No local, existe o assentamento Zumbi dos Palmares, que abriga 18 famílias desde outubro de 2008. O restante delas estão acampadas em um antigo horto florestal da União, enquanto aguardam a desocupação das terras públicas pela Cutrale. A saída da empresa significaria o assentamento de mais 400 famílias. Motivadas por essa expectativa, assentados e acampados partiram para a quinta ocupação da fazenda Capim no dia 28 de setembro e por lá ficaram dez dias. A derrubada das laranjas Nesse mesmo dia, a Polícia Militar gravou as imagens de sem-terras manejando tratores que derrubaram sete mil de pés de laranja, de acordo com as estatísticas da própria corporação.
Em protesto, os trabalhadores rurais plantariam feijão no lugar de parte da monocultura. A quantidade derrubada corresponde a de 0,7% do 1 milhão dos pés de laranja na fazenda. Com a ocupação, os sem-terras tentavam garantir uma reunião com o superintendente do Incra para tratar da situação jurídica da fazenda. No entanto, uma decisão da Justiça de Lençóis Paulista determinou que os sem-terra deixassem à área, sob pena de pagamento de multa diária de R$ 500 por pessoa.
No dia 7 de outubro de 2009, as famílias voltaram de caminhão aos acampamentos e assentamentos, após ameaças de prisão e uso da força de 200 policiais. Dois dias antes, a Rede Globo resolveu mostrar as imagens filmadas pela PM e as repetiu, constantemente, em seus jornais. O fato reascendeu o debate no Congresso para a instalação de uma Comissão Parlamentar Mista de Inquérito (CPMI), formada por deputados e senadores com o objetivo de questionar se recursos públicos são supostamente utilizados de forma ilegal pelo MST.
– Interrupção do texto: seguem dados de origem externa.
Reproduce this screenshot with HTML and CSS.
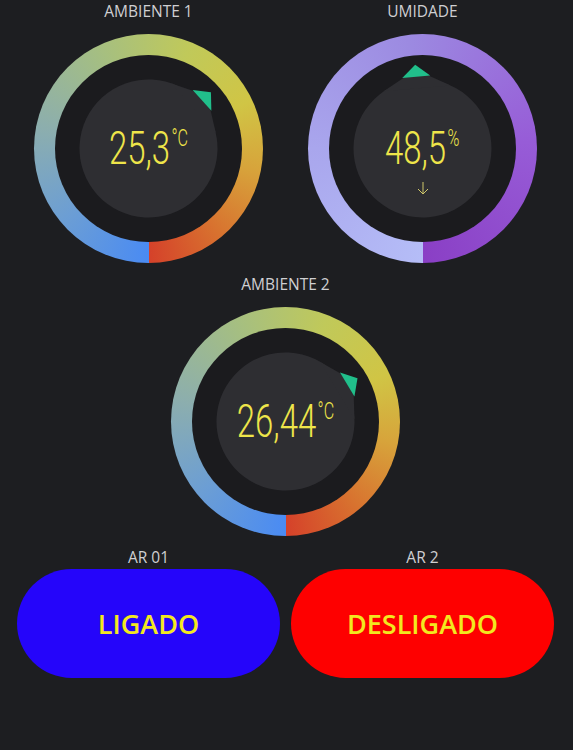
FILE: index.html
```html
<!DOCTYPE html>
<html lang="pt">
<head>
    <meta charset="utf-8">
    <meta name="viewport" content="width=device-width, initial-scale=1">
    <title>Painel</title>
    <link rel="stylesheet" href="styles.css">
</head>
<body>
    <main class="painel">
        <section class="linha duas">
            <div class="widget">
                <p class="rotulo">AMBIENTE 1</p>
                <div class="anel anel-temp">
                    <div class="poco">
                        <svg class="botao" viewBox="-93.5 -93.5 187 187">
                            <g transform="rotate(48)">
                                <circle r="69" />
                                <polygon class="corpo" points="0,-79 33.6,-60.3 -33.6,-60.3" />
                                <polygon class="seta" points="0,-84 14,-72 -14,-72" />
                            </g>
                        </svg>
                        <div class="leitura"><span class="valor">25,3</span><span class="unidade">°C</span></div>
                    </div>
                </div>
            </div>
            <div class="widget">
                <p class="rotulo">UMIDADE</p>
                <div class="anel anel-umid">
                    <div class="poco">
                        <svg class="botao" viewBox="-93.5 -93.5 187 187">
                            <g transform="rotate(-5)">
                                <circle r="69" />
                                <polygon class="corpo" points="0,-79 33.6,-60.3 -33.6,-60.3" />
                                <polygon class="seta" points="0,-84 14,-72 -14,-72" />
                            </g>
                        </svg>
                        <div class="leitura"><span class="valor">48,5</span><span class="unidade">%</span></div>
                        <svg class="tendencia" viewBox="0 0 12 13">
                            <path d="M6 0 V12 M1 7 L6 12 L11 7" />
                        </svg>
                    </div>
                </div>
            </div>
        </section>

        <section class="linha">
            <div class="widget">
                <p class="rotulo separado">AMBIENTE 2</p>
                <div class="anel anel-temp">
                    <div class="poco">
                        <svg class="botao" viewBox="-93.5 -93.5 187 187">
                            <g transform="rotate(59)">
                                <circle r="69" />
                                <polygon class="corpo" points="0,-79 33.6,-60.3 -33.6,-60.3" />
                                <polygon class="seta" points="0,-84 14,-72 -14,-72" />
                            </g>
                        </svg>
                        <div class="leitura"><span class="valor">26,44</span><span class="unidade">°C</span></div>
                    </div>
                </div>
            </div>
        </section>

        <section class="linha duas">
            <div class="widget">
                <p class="rotulo separado colado">AR 01</p>
                <button class="interruptor ligado">LIGADO</button>
            </div>
            <div class="widget">
                <p class="rotulo separado colado">AR 2</p>
                <button class="interruptor desligado">DESLIGADO</button>
            </div>
        </section>
    </main>
</body>
</html>
```

FILE: styles.css
```css
* { margin: 0; padding: 0; box-sizing: border-box; }
body {
    background: #1d1e21;
    font-family: "Open Sans", sans-serif;
}
.painel { padding: 0 19px 0 17px; }
.duas {
    display: grid;
    grid-template-columns: 1fr 1fr;
    column-gap: 11px;
}
.widget {
    display: flex;
    flex-direction: column;
    align-items: center;
}
.rotulo {
    font-size: 15.5px;
    line-height: 22px;
    color: #cfcfd2;
    margin-bottom: 12px;
}
.separado { margin-top: 10px; }
.colado { margin-bottom: 1px; }

.anel {
    width: 229px;
    height: 229px;
    border-radius: 50%;
    display: flex;
    align-items: center;
    justify-content: center;
}
.anel-temp {
    background: conic-gradient(from 180deg, #4a8bf3, #6c9ed4 14%, #8caeae 28%, #a6bf80 43%, #c0c95a 56%, #d0c545 68%, #d7a43b 78%, #d8722f 89%, #d5412a);
}
.anel-umid {
    background: conic-gradient(from 180deg, #b5bdf7, #a9a6ed 25%, #9c8ae1 48%, #975cd7 74%, #8a3fc5);
}
.poco {
    width: 187px;
    height: 187px;
    border-radius: 50%;
    background: #1b1b1e;
    position: relative;
    display: flex;
    align-items: center;
    justify-content: center;
}
.botao {
    position: absolute;
    inset: 0;
    width: 100%;
    height: 100%;
}
.botao circle, .botao .corpo { fill: #2e2e32; }
.botao .seta { fill: #21bf8b; }

.leitura {
    position: relative;
    display: flex;
    align-items: flex-start;
    color: #eee54a;
    font-family: Roboto, sans-serif;
    font-weight: 300;
    transform: translateY(-1px) scaleX(0.7);
}
.valor { font-size: 47px; line-height: 1; }
.unidade { font-size: 23px; line-height: 1; margin: 3px 0 0 2px; }

.tendencia {
    position: absolute;
    top: calc(50% + 33px);
    left: calc(50% - 6px);
    width: 12px;
    height: 13px;
    fill: none;
    stroke: #cfc76a;
    stroke-width: 1;
}

.interruptor {
    width: 100%;
    height: 109px;
    border: none;
    border-radius: 55px;
    display: flex;
    align-items: center;
    justify-content: center;
    font-family: "Open Sans", sans-serif;
    font-size: 27px;
    font-weight: 600;
    color: #f3e81f;
}
.ligado { background: #2505fa; }
.desligado { background: #fe0000; }
```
A primeira tentativa de instalação da CPMI havia sido barrada quando 44 deputadores retiraram suas assinaturas do requerimento de instalação da Comissão. Lideranças políticas de nível nacional se manifestaram contra o ato dos acampados, caracterizando a ação como vandalismo. Esse foi o posicionamento de autoridades como o governador de São Paulo e futuro possível candidato do PSDB à presidência, José Serra, e do próprio presidente Lula. Toda a grande imprensa se posicionou contrária ao MST. O deputado federal Ronaldo Caiado (DEM/GO) chegou a declarar que o movimento seria “terrorista”.
“Sem vandalismo”
Foi sem surpresa que Légas recebeu o teor das declarações. “A própria Justiça age de má-fé com os movimentos sociais, principalmente o MST. Eles são governo e devem defender o patrimônio do governo. Nós defendemos nossas terras, que estão nas mãos dessas empresas”, sentencia. “Não estamos aqui para fazer vandalismo, como dizem. A Cutrale acha que tem mais direito sobre essas terras do que todos que estão aqui, mas nós não achamos isso. Da minha parte, eu volto lá e ocupo novamente. Não me intimida o que eles falam na imprensa”, afirmou a acampada Cristina, que participou ativamente da ocupação. Pouco tempo depois da divulgação das imagens, os ocupantes passaram a ser acusados de destruir maquinários e outros bens da Cutrale, roubar 15 mil litros de combustíveis e furtar pertences das famílias que trabalham para a empresa.
Os sem-terra negam a depredação. “Isso foi invenção da cabeça deles. Por que não nos revistaram? O que nós faríamos com combustível aqui?” indaga Cristina. “Quando nós chegamos ao local, parte dos tratores já estava em manutenção. Tinha vários desmontados e esses nós não utilizamos. Utilizamos apenas alguns para preparar o solo para a produção”, conta Légas.
Os sem-terra não imaginaram que poderia haver manipulação dos fatos e forjamento de provas, explica Cristina. “Não imaginamos que a polícia pudesse forjar a destruição”. Apesar da acusação, a Polícia Militar não tem nenhuma imagem da depredação.
A desocupação pacífica foi filmada pela imprensa. O MST, que organiza as famílias, anunciou que seria favorável à criação de uma comissão independente para as investigações.